#### DATASET EXCERPT
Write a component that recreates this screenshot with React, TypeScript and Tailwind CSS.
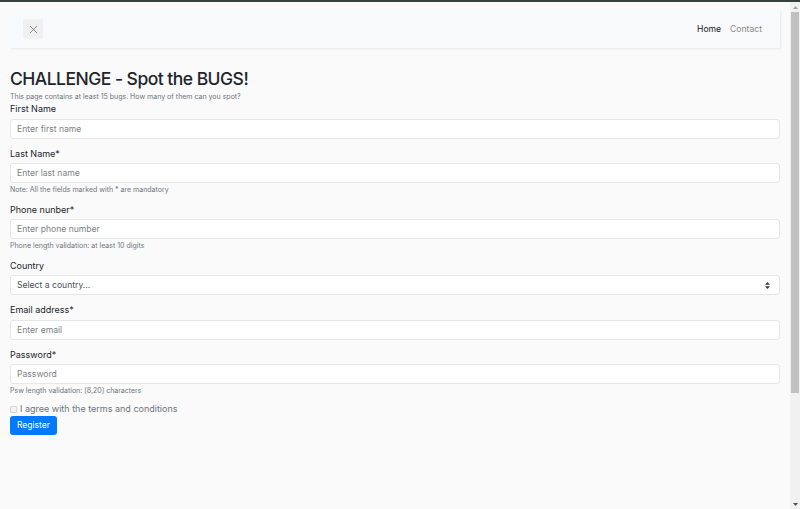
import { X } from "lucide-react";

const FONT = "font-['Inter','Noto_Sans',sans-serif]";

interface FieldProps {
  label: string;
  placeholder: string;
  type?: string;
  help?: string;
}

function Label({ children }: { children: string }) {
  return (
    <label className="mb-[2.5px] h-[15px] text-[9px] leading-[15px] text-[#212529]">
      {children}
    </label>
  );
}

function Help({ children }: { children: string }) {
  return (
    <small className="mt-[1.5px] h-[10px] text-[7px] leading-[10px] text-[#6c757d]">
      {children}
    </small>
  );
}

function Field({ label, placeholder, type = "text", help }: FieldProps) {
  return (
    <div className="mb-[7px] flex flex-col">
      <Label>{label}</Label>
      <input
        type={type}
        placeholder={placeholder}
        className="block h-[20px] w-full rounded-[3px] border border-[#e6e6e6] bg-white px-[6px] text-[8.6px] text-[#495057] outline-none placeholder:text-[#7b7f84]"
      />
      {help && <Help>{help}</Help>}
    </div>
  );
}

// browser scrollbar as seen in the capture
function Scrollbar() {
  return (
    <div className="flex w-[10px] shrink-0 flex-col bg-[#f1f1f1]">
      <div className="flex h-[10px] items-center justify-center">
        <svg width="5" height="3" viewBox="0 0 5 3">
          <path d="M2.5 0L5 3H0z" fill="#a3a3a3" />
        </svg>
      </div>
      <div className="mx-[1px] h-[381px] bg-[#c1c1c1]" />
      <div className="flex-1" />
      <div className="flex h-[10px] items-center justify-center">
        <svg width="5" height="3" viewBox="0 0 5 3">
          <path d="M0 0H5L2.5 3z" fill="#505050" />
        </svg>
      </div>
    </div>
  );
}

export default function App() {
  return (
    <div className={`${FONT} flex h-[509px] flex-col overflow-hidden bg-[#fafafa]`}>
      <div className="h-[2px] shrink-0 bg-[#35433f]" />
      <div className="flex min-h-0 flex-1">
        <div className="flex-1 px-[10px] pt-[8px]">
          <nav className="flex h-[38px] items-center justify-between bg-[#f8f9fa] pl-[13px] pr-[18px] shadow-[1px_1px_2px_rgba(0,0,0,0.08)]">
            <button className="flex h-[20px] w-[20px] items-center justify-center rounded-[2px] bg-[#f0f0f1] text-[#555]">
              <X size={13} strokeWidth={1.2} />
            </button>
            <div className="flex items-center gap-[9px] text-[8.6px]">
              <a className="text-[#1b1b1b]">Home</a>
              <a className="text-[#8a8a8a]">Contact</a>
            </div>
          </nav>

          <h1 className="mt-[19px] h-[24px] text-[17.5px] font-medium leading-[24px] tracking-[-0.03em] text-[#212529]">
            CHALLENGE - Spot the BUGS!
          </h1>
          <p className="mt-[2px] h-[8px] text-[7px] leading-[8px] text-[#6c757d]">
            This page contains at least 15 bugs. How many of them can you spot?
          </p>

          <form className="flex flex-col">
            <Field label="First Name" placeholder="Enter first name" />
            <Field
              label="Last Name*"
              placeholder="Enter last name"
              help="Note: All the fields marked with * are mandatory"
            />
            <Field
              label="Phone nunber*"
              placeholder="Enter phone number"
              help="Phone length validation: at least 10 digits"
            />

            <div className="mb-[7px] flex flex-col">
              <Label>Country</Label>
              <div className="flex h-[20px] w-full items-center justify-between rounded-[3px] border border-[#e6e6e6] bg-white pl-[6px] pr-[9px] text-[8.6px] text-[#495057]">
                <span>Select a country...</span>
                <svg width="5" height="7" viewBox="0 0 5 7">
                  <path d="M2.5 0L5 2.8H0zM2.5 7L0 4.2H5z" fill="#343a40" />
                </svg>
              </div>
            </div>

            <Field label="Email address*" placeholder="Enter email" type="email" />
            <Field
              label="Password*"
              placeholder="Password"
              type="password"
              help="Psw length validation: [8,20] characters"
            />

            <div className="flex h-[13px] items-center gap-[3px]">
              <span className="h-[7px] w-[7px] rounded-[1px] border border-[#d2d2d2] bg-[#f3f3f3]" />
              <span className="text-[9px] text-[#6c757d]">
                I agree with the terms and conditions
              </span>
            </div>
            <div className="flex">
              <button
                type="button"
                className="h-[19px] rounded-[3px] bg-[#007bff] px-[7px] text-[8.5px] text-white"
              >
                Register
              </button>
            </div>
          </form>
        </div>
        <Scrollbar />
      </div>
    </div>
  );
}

#### TASK DETAILS
Repeat the material above in full and exactly, apart from the pictures.

#### EXERCISE RESULT
Write a component that recreates this screenshot with React, TypeScript and Tailwind CSS.
import { X } from "lucide-react";

const FONT = "font-['Inter','Noto_Sans',sans-serif]";

interface FieldProps {
  label: string;
  placeholder: string;
  type?: string;
  help?: string;
}

function Label({ children }: { children: string }) {
  return (
    <label className="mb-[2.5px] h-[15px] text-[9px] leading-[15px] text-[#212529]">
      {children}
    </label>
  );
}

function Help({ children }: { children: string }) {
  return (
    <small className="mt-[1.5px] h-[10px] text-[7px] leading-[10px] text-[#6c757d]">
      {children}
    </small>
  );
}

function Field({ label, placeholder, type = "text", help }: FieldProps) {
  return (
    <div className="mb-[7px] flex flex-col">
      <Label>{label}</Label>
      <input
        type={type}
        placeholder={placeholder}
        className="block h-[20px] w-full rounded-[3px] border border-[#e6e6e6] bg-white px-[6px] text-[8.6px] text-[#495057] outline-none placeholder:text-[#7b7f84]"
      />
      {help && <Help>{help}</Help>}
    </div>
  );
}

// browser scrollbar as seen in the capture
function Scrollbar() {
  return (
    <div className="flex w-[10px] shrink-0 flex-col bg-[#f1f1f1]">
      <div className="flex h-[10px] items-center justify-center">
        <svg width="5" height="3" viewBox="0 0 5 3">
          <path d="M2.5 0L5 3H0z" fill="#a3a3a3" />
        </svg>
      </div>
      <div className="mx-[1px] h-[381px] bg-[#c1c1c1]" />
      <div className="flex-1" />
      <div className="flex h-[10px] items-center justify-center">
        <svg width="5" height="3" viewBox="0 0 5 3">
          <path d="M0 0H5L2.5 3z" fill="#505050" />
        </svg>
      </div>
    </div>
  );
}

export default function App() {
  return (
    <div className={`${FONT} flex h-[509px] flex-col overflow-hidden bg-[#fafafa]`}>
      <div className="h-[2px] shrink-0 bg-[#35433f]" />
      <div className="flex min-h-0 flex-1">
        <div className="flex-1 px-[10px] pt-[8px]">
          <nav className="flex h-[38px] items-center justify-between bg-[#f8f9fa] pl-[13px] pr-[18px] shadow-[1px_1px_2px_rgba(0,0,0,0.08)]">
            <button className="flex h-[20px] w-[20px] items-center justify-center rounded-[2px] bg-[#f0f0f1] text-[#555]">
              <X size={13} strokeWidth={1.2} />
            </button>
            <div className="flex items-center gap-[9px] text-[8.6px]">
              <a className="text-[#1b1b1b]">Home</a>
              <a className="text-[#8a8a8a]">Contact</a>
            </div>
          </nav>

          <h1 className="mt-[19px] h-[24px] text-[17.5px] font-medium leading-[24px] tracking-[-0.03em] text-[#212529]">
            CHALLENGE - Spot the BUGS!
          </h1>
          <p className="mt-[2px] h-[8px] text-[7px] leading-[8px] text-[#6c757d]">
            This page contains at least 15 bugs. How many of them can you spot?
          </p>

          <form className="flex flex-col">
            <Field label="First Name" placeholder="Enter first name" />
            <Field
              label="Last Name*"
              placeholder="Enter last name"
              help="Note: All the fields marked with * are mandatory"
            />
            <Field
              label="Phone nunber*"
              placeholder="Enter phone number"
              help="Phone length validation: at least 10 digits"
            />

            <div className="mb-[7px] flex flex-col">
              <Label>Country</Label>
              <div className="flex h-[20px] w-full items-center justify-between rounded-[3px] border border-[#e6e6e6] bg-white pl-[6px] pr-[9px] text-[8.6px] text-[#495057]">
                <span>Select a country...</span>
                <svg width="5" height="7" viewBox="0 0 5 7">
                  <path d="M2.5 0L5 2.8H0zM2.5 7L0 4.2H5z" fill="#343a40" />
                </svg>
              </div>
            </div>

            <Field label="Email address*" placeholder="Enter email" type="email" />
            <Field
              label="Password*"
              placeholder="Password"
              type="password"
              help="Psw length validation: [8,20] characters"
            />

            <div className="flex h-[13px] items-center gap-[3px]">
              <span className="h-[7px] w-[7px] rounded-[1px] border border-[#d2d2d2] bg-[#f3f3f3]" />
              <span className="text-[9px] text-[#6c757d]">
                I agree with the terms and conditions
              </span>
            </div>
            <div className="flex">
              <button
                type="button"
                className="h-[19px] rounded-[3px] bg-[#007bff] px-[7px] text-[8.5px] text-white"
              >
                Register
              </button>
            </div>
          </form>
        </div>
        <Scrollbar />
      </div>
    </div>
  );
}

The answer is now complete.